Mesa Natural Gas Solutions (MNGS) is a company based in Casper, Wyoming. Mesa specializes in natural gas or liquid propane powered mobile generators. Most Mesa Generators are currently used in oil and gas applications, including as Flare Gas Recovery Systems (FGRS).

Current operations

Mesa Natural Gas Solutions' natural gas generators currently power oil and gas plays in North America, and some international basins.
Evansville, Wyoming,
Cheyenne, Wyoming,
Killdeer, North Dakota,
Alva, Oklahoma,
Carlsbad, New Mexico,
Midland, Texas,
Pecos, Texas

Veteran, Reserve & National Guard Workforce

The company's Current CEO, Scott Gromer, spent 23 years in the Army and retired as a Major from the Wyoming Army National Guard.
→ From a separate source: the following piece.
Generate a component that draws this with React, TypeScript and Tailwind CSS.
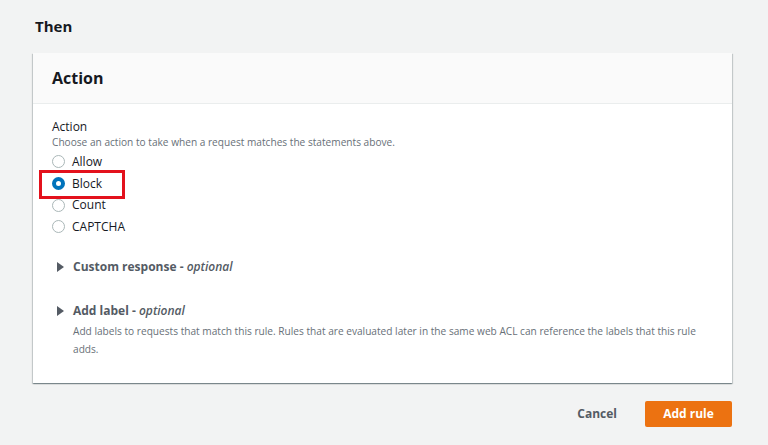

Additionally, over 60% of the company’s founders and leadership are veterans of the United States military and continue to serve in the Reserves and National Guard.

The company's first CEO, Jakob Norman, is a veteran of the United States Air Force, United States Army, and Wyoming National Guard where he obtained the rank of Colonel and currently serves as a Regimental Commander.  Jakob Norman was the CEO from the inception of the company through October 2016. 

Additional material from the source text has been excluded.